Dynamic-stall-driven vertical axis wind turbine: An experimental parametric study

Dynamic stall on the blades of low-solidity vertical axis wind turbines (VAWTs) is a major problem due to its adverse effects on performance, drive-train components, and generator sizing. However, when the turbine chord-to-radius ratios are relatively large, greater than approximately 0.5, counterintuitively, dynamic stall can be harnessed to produce useful torque. To examine this seeming contradiction, a wind tunnel study was conducted on a two-bladed, H-rotor test-turbine where the blade chord-to-radius ratio, blade profile (NACA 0012 and NACA 0021), preset angle, strut-blade offset (connection point), and Reynolds number were varied systematically. Large chord-to-radius ratios, between 0.6 and 1.2, and hence high solidities, were selected to ensure that the maximum driving torque was produced by dynamic stall. At low Reynolds numbers (<105), turbine performance with NACA 0021 blades was vastly superior to that with the thinner NACA 0012 blades, producing approximately 90% greater power and torque coefficients at blade tip-speed ratios between 0.8 and 1.6. This difference was due mainly to the vastly different dynamic stall behavior of the two profiles.
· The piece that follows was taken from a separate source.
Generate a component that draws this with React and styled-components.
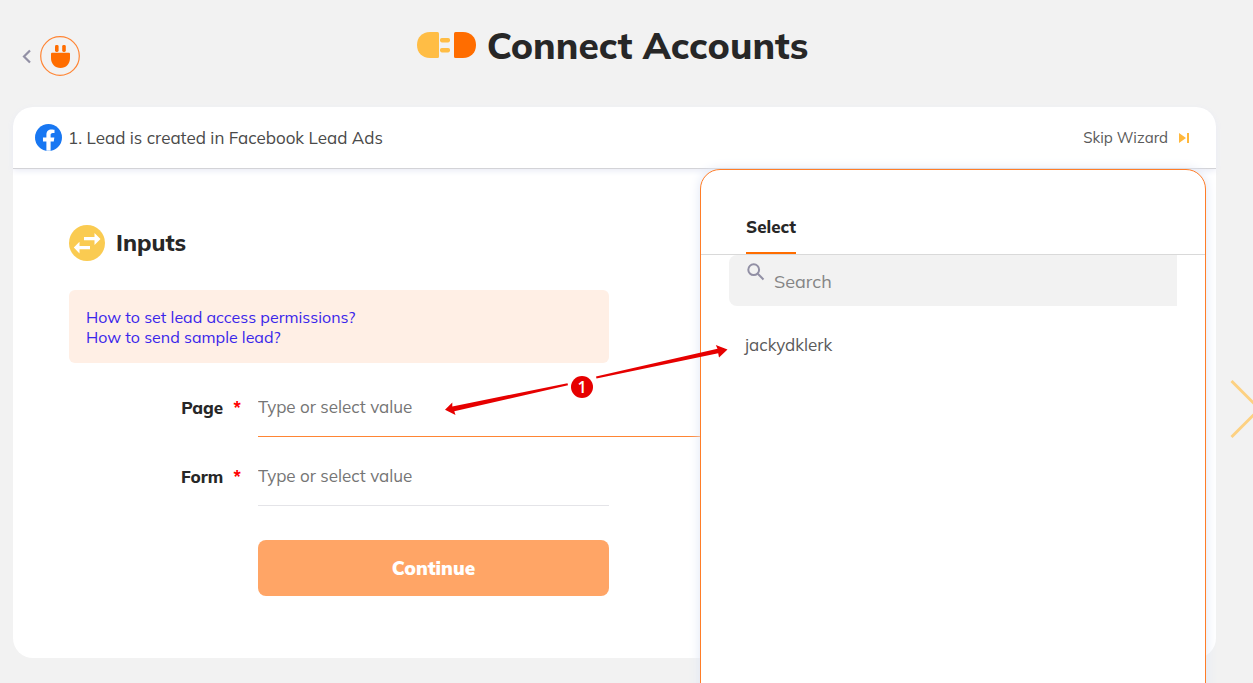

The high turbine power coefficients, CP,max>0.3, were obtained with the NACA 0021 blades when the preset angles were close to zero and the strut-blade offset was at the mid-chord location. Tuft-based flow visualization showed that an aft dynamic stall vortex on the NACA 0021 blades precedes the conventional leading-edge vortex, also present on the NACA 0012 blades, resulting in substantially greater post-stall dynamic lift. Nevertheless, NACA 0012 showed a far stronger Reynolds number dependence. In addition, the similarity between preset and offset effects was explained by a new approach to describing the virtual preset angle dependence on the offset point.